EXERCISE: No images are to be carried over; print all other material exactly as it stands.

DATASET EXCERPT:
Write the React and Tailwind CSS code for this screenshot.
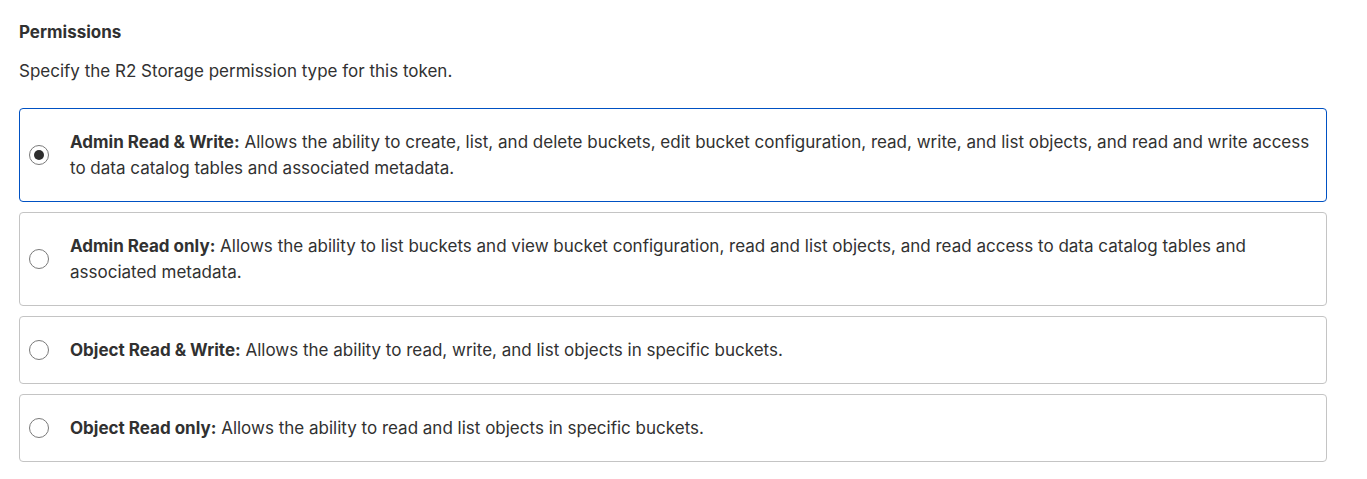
import React, { useState } from "react";

const options = [
  {
    title: "Admin Read & Write:",
    desc: "Allows the ability to create, list, and delete buckets, edit bucket configuration, read, write, and list objects, and read and write access to data catalog tables and associated metadata.",
  },
  {
    title: "Admin Read only:",
    desc: "Allows the ability to list buckets and view bucket configuration, read and list objects, and read access to data catalog tables and associated metadata.",
  },
  {
    title: "Object Read & Write:",
    desc: "Allows the ability to read, write, and list objects in specific buckets.",
  },
  {
    title: "Object Read only:",
    desc: "Allows the ability to read and list objects in specific buckets.",
  },
];

export default function App() {
  const [sel, setSel] = useState(0);
  return (
    <div
      className="w-[1367px] h-[479px] bg-white text-[#313131] px-[19px] pt-[21px]"
      style={{ fontFamily: "Inter, 'Noto Sans', sans-serif" }}
    >
      <h2 className="text-[17px] font-bold leading-[22px] text-[#313131]">Permissions</h2>
      <p className="mt-[17px] text-[17px] leading-[22px]">
        Specify the R2 Storage permission type for this token.
      </p>
      <div className="mt-[26px] w-[1308px] flex flex-col gap-[10px]">
        {options.map((o, i) => {
          const active = sel === i;
          return (
            <label
              key={i}
              onClick={() => setSel(i)}
              className={`flex items-center rounded-[4px] border pl-[9px] pr-[12px] py-[20px] cursor-pointer ${
                active ? "border-[#0051c3]" : "border-[#c4c4c4]"
              }`}
            >
              <span className="w-[20px] h-[20px] shrink-0 rounded-full border border-[#7a7a7a] flex items-center justify-center bg-white">
                {active && <span className="w-[10px] h-[10px] rounded-full bg-[#2e2e2e]" />}
              </span>
              <span className="ml-[21px] text-[17px] leading-[26px]">
                <span className="font-bold">{o.title}</span> {o.desc}
              </span>
            </label>
          );
        })}
      </div>
    </div>
  );
}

COMPLETED TASK:
Write the React and Tailwind CSS code for this screenshot.
import React, { useState } from "react";

const options = [
  {
    title: "Admin Read & Write:",
    desc: "Allows the ability to create, list, and delete buckets, edit bucket configuration, read, write, and list objects, and read and write access to data catalog tables and associated metadata.",
  },
  {
    title: "Admin Read only:",
    desc: "Allows the ability to list buckets and view bucket configuration, read and list objects, and read access to data catalog tables and associated metadata.",
  },
  {
    title: "Object Read & Write:",
    desc: "Allows the ability to read, write, and list objects in specific buckets.",
  },
  {
    title: "Object Read only:",
    desc: "Allows the ability to read and list objects in specific buckets.",
  },
];

export default function App() {
  const [sel, setSel] = useState(0);
  return (
    <div
      className="w-[1367px] h-[479px] bg-white text-[#313131] px-[19px] pt-[21px]"
      style={{ fontFamily: "Inter, 'Noto Sans', sans-serif" }}
    >
      <h2 className="text-[17px] font-bold leading-[22px] text-[#313131]">Permissions</h2>
      <p className="mt-[17px] text-[17px] leading-[22px]">
        Specify the R2 Storage permission type for this token.
      </p>
      <div className="mt-[26px] w-[1308px] flex flex-col gap-[10px]">
        {options.map((o, i) => {
          const active = sel === i;
          return (
            <label
              key={i}
              onClick={() => setSel(i)}
              className={`flex items-center rounded-[4px] border pl-[9px] pr-[12px] py-[20px] cursor-pointer ${
                active ? "border-[#0051c3]" : "border-[#c4c4c4]"
              }`}
            >
              <span className="w-[20px] h-[20px] shrink-0 rounded-full border border-[#7a7a7a] flex items-center justify-center bg-white">
                {active && <span className="w-[10px] h-[10px] rounded-full bg-[#2e2e2e]" />}
              </span>
              <span className="ml-[21px] text-[17px] leading-[26px]">
                <span className="font-bold">{o.title}</span> {o.desc}
              </span>
            </label>
          );
        })}
      </div>
    </div>
  );
}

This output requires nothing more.